-------- Given information

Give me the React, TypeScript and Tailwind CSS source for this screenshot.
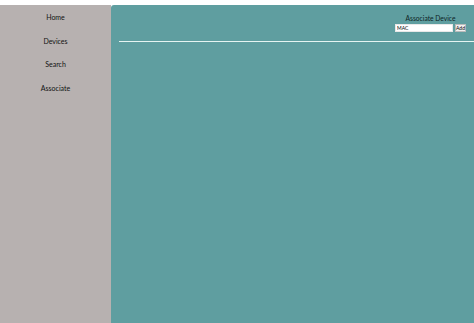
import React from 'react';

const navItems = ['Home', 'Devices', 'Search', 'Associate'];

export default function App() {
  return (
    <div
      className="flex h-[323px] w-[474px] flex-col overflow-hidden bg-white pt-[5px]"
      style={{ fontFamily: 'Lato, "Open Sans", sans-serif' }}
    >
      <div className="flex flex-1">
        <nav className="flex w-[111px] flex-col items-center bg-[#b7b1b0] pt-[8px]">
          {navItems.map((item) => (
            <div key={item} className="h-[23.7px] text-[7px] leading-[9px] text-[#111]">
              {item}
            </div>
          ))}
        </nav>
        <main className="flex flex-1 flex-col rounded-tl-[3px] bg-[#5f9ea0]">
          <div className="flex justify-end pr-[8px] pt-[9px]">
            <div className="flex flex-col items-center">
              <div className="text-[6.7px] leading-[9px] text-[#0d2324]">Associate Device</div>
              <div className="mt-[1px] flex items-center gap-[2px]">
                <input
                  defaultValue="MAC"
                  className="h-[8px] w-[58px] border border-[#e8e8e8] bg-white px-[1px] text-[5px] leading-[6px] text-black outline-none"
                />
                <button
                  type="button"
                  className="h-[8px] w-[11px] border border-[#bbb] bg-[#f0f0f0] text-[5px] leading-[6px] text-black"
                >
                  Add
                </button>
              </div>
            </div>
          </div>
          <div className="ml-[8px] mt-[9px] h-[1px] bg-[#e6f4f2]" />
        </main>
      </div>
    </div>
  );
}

----------------

▶ Short task: Please restate the material above line by line, exactly, beginning at its first line and ending with the line that contains "const navItems = ['Home', 'Devices', 'Search', 'Associate'];", without any pictures.

▶ Exercise response:
Give me the React, TypeScript and Tailwind CSS source for this screenshot.
import React from 'react';

const navItems = ['Home', 'Devices', 'Search', 'Associate'];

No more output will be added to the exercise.